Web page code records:
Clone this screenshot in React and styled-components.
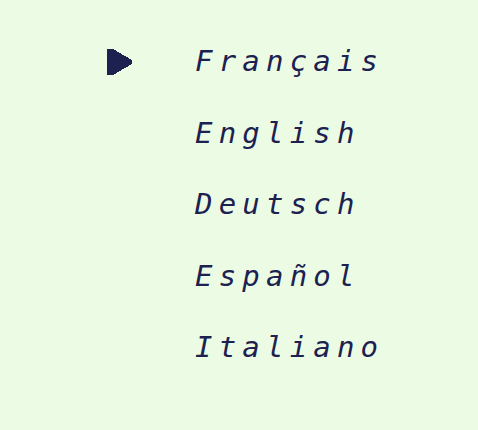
import React from 'react';
import styled, {createGlobalStyle} from "styled-components";

const languages = ["Français", "English", "Deutsch", "Español", "Italiano"];

const GlobalStyle = createGlobalStyle`
  html, body {
    margin: 0;
    padding: 0;
    background: #ecfce4;
  }
`;

const Screen = styled.div`
  width: 478px;
  height: 430px;
  background: #ecfce4;
  box-sizing: border-box;
  padding: 26px 0 0 107px;
`;

const List = styled.ul`
  list-style: none;
  margin: 0;
  padding: 0;
  display: flex;
  flex-direction: column;
`;

const Row = styled.li`
  display: flex;
  align-items: center;
  height: 71.5px;
`;

const Cursor = styled.div`
  width: 88px;
  display: flex;
  align-items: center;
  visibility: ${({ active }) => (active ? "visible" : "hidden")};
`;

const Label = styled.span`
  font-family: "DejaVu Sans Mono", monospace;
  font-style: italic;
  font-size: 29px;
  letter-spacing: 6.2px;
  color: #1c2150;
  line-height: 1;
`;

// Курсор выбора языка
const Arrow = () => (
  <svg width="26" height="26" viewBox="0 0 26 26" shapeRendering="crispEdges">
    <polygon points="0,0 6,0 25,11 25,15 6,26 0,26" fill="#1c2150" />
  </svg>
);

const App = () => {
  return (
    <Screen>
      <GlobalStyle />
      <List>
        {languages.map((lang, i) => (
          <Row key={lang}>
            <Cursor active={i === 0}>
              <Arrow />
            </Cursor>
            <Label>{lang}</Label>
          </Row>
        ))}
      </List>
    </Screen>
  );
};

export default App;
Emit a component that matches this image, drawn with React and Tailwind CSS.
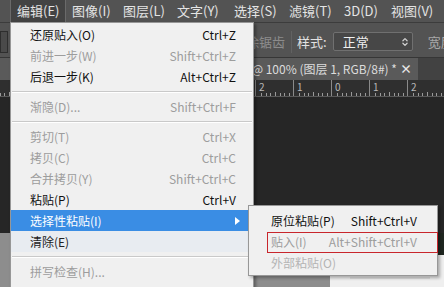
import { ChevronsUpDown } from 'lucide-react'

const font = { fontFamily: '"Noto Sans CJK SC", "Noto Sans", sans-serif' }

const topMenu = [
  ['编辑(E)', 'w-[56px]'],
  ['图像(I)', 'w-[51px]'],
  ['图层(L)', 'w-[54px]'],
  ['文字(Y)', 'w-[57px]'],
  ['选择(S)', 'w-[55px]'],
  ['滤镜(T)', 'w-[55px]'],
  ['3D(D)', 'w-[47px]'],
  ['视图(V)', 'w-[59px]'],
]

const items = [
  { label: '还原贴入(O)', key: 'Ctrl+Z' },
  { label: '前进一步(W)', key: 'Shift+Ctrl+Z', off: true },
  { label: '后退一步(K)', key: 'Alt+Ctrl+Z' },
  { sep: true },
  { label: '渐隐(D)...', key: 'Shift+Ctrl+F', off: true },
  { sep: true },
  { label: '剪切(T)', key: 'Ctrl+X', off: true },
  { label: '拷贝(C)', key: 'Ctrl+C', off: true },
  { label: '合并拷贝(Y)', key: 'Shift+Ctrl+C', off: true },
  { label: '粘贴(P)', key: 'Ctrl+V' },
  { label: '选择性粘贴(I)', sub: true },
  { label: '清除(E)', hover: true },
  { sep: true },
  { label: '拼写检查(H)...', off: true },
  { label: '查找和替换文本(X)...', off: true },
]

const rulerNums = ['9', '8', '7', '6', '5', '4', '3', '2', '1', '0', '1', '2']

function Ticks() {
  return (
    <svg width="38" height="4" className="absolute bottom-0 left-0">
      {[5, 10, 14, 19, 24, 28, 33].map(x => (
        <line key={x} x1={x + 0.5} y1={x === 19 ? 0 : 1} x2={x + 0.5} y2="4" stroke="#9a9a9a" strokeWidth="1" />
      ))}
    </svg>
  )
}

export default function App() {
  return (
    <div className="relative w-[444px] h-[287px] overflow-hidden bg-[#262626] flex flex-col" style={font}>
      {/* menu bar */}
      <div className="h-[22px] bg-[#535353] flex items-stretch pl-[10px] text-[13px] text-[#e4e4e4]">
        {topMenu.map(([t, w], i) => (
          <div key={t} className={`${w} pl-[6px] flex items-center shrink-0 whitespace-nowrap ${i === 0 ? 'bg-[#434343] border-x border-[#6a6a6a]' : ''}`}>
            {t}
          </div>
        ))}
      </div>

      {/* options bar */}
      <div className="h-[35px] bg-[#535353] border-t border-[#3c3c3c] flex items-center pt-[3px] text-[13px] whitespace-nowrap">
        <div className="w-[10px] shrink-0 self-stretch flex items-center">
          <div className="w-[8px] h-[22px] border border-[#2e2e2e] bg-[#4a4a4a]" />
        </div>
        <div className="ml-[186px] shrink-0 text-[#8c8c8c] w-[89px] text-right">消除锯齿</div>
        <div className="ml-[6px] shrink-0 w-px h-[22px] bg-[#3a3a3a] border-r border-[#626262]" />
        <div className="ml-[5px] shrink-0 text-[#e2e2e2]">样式:</div>
        <div className="ml-[6px] shrink-0 w-[80px] h-[19px] bg-[#474747] border border-[#707070] rounded-[2px] flex items-center pl-[9px] pr-[2px] text-[#f0f0f0]">
          <span className="flex-1">正常</span>
          <ChevronsUpDown size={10} strokeWidth={3} className="text-[#d0d0d0]" />
        </div>
        <div className="ml-[15px] shrink-0 text-[#a8a8a8]">宽度</div>
      </div>

      {/* document tab */}
      <div className="h-[23px] bg-[#424242] flex border-t border-[#363636]">
        <div className="w-[418px] bg-[#5a5a5a] flex items-center justify-end pr-[6px] gap-[3px] text-[12px] text-[#dcdcdc] whitespace-nowrap">
          <span>未标题-1 @ 100% (图层 1, RGB/8#) *</span>
          <span className="text-[12px] font-bold text-[#e8e8e8]">×</span>
        </div>
      </div>

      {/* ruler */}
      <div className="h-[17px] bg-[#2f2f2f] border-b border-[#5a5a5a] flex -ml-[11px] text-[10px] text-[#b8b8b8]">
        {rulerNums.map((n, i) => (
          <div key={i} className="relative w-[38px] shrink-0 border-l border-[#8a8a8a] pl-[3px] leading-[14px]">
            {n}
            <Ticks />
          </div>
        ))}
      </div>

      {/* canvas */}
      <div className="flex-1 flex flex-col">
        <div className="h-[136px]" />
        <div className="flex-1 bg-[#8d8d8d] flex">
          <div className="w-[330px]" />
          <div className="flex-1 flex flex-col">
            <div className="h-[22px] flex justify-end">
              <div className="w-[6px] bg-[#1f2620]" />
            </div>
            <div className="flex-1 bg-[#efefef] flex items-end pb-[8px] pl-[20px]">
              <div className="h-[2px] w-[80px] bg-[#dedede]" />
            </div>
          </div>
        </div>
      </div>

      {/* edit dropdown */}
      <div className="absolute left-[10px] top-[22px] w-[244px] h-[280px] bg-[#f0f0f0] border border-[#979797] shadow-[2px_2px_3px_rgba(0,0,0,0.35)] pt-[1px] text-[12px]">
        {items.map((it, i) =>
          it.sep ? (
            <div key={i} className="h-[9px] flex flex-col justify-center px-[1px]">
              <div className="h-px bg-[#c9c9c9]" />
              <div className="h-px bg-white" />
            </div>
          ) : (
            <div
              key={i}
              className={`h-[21px] flex items-center pl-[19px] pr-[17px] ${
                it.sub ? 'bg-[#3a8de4] text-white' : it.hover ? 'bg-[#e8ecf1] text-[#222]' : it.off ? 'text-[#9d9d9d]' : 'text-[#111]'
              }`}
            >
              <span className="flex-1">{it.label}</span>
              {it.key && <span>{it.key}</span>}
              {it.sub && (
                <svg width="5" height="8" viewBox="0 0 5 8" className="-mr-[4px]">
                  <path d="M0 0 L5 4 L0 8 Z" fill="#ffffff" />
                </svg>
              )}
            </div>
          )
        )}
      </div>

      {/* paste special submenu */}
      <div className="absolute left-[248px] top-[205px] w-[190px] bg-[#f0f0f0] border border-[#979797] shadow-[2px_2px_3px_rgba(0,0,0,0.3)] pt-[4px] pb-[2px] text-[12px]">
        <div className="h-[21px] flex items-center pl-[22px] pr-[20px] text-[#111]">
          <span className="flex-1">原位粘贴(P)</span>
          <span>Shift+Ctrl+V</span>
        </div>
        <div className="h-[21px] flex items-center pl-[22px] pr-[20px] text-[#9d9d9d]">
          <span className="flex-1">贴入(I)</span>
          <span>Alt+Shift+Ctrl+V</span>
        </div>
        <div className="h-[21px] flex items-center pl-[22px] pr-[20px] text-[#b4b4b4]">
          <span className="flex-1">外部粘贴(O)</span>
        </div>
        <div className="absolute left-[18px] top-[26px] w-[171px] h-[21px] border border-[#c8262c]" />
      </div>
    </div>
  )
}
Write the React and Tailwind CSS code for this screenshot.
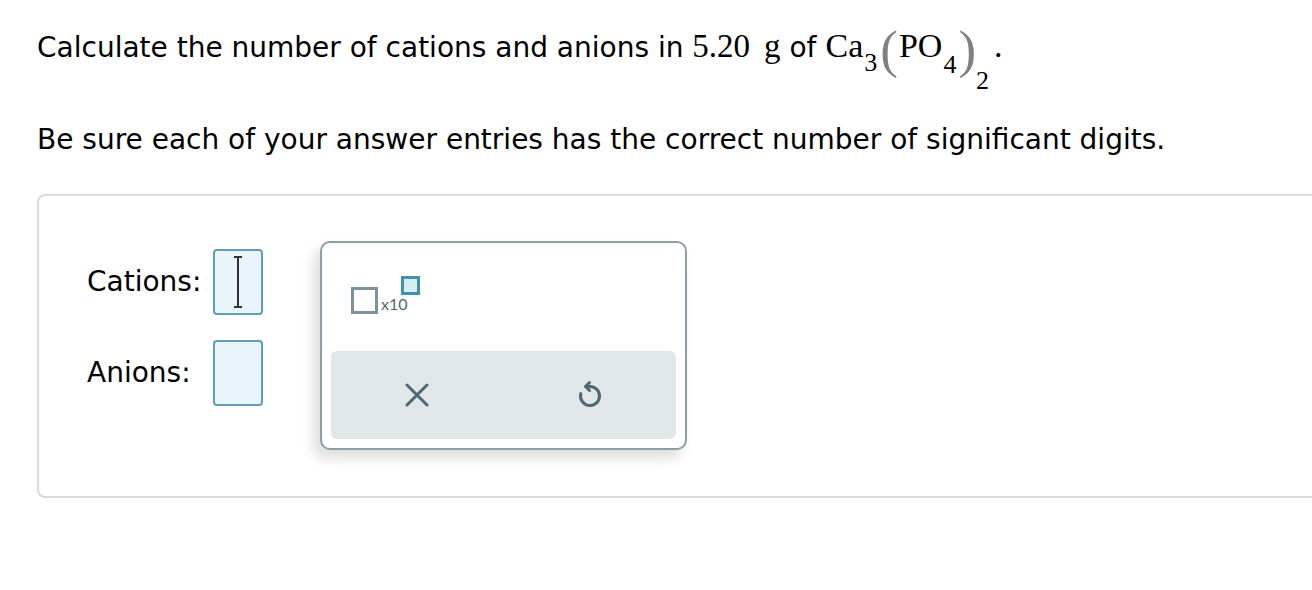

### Aim
Of the lines in the entries, how many include the word "styled"? State only the number.

### Written reply
7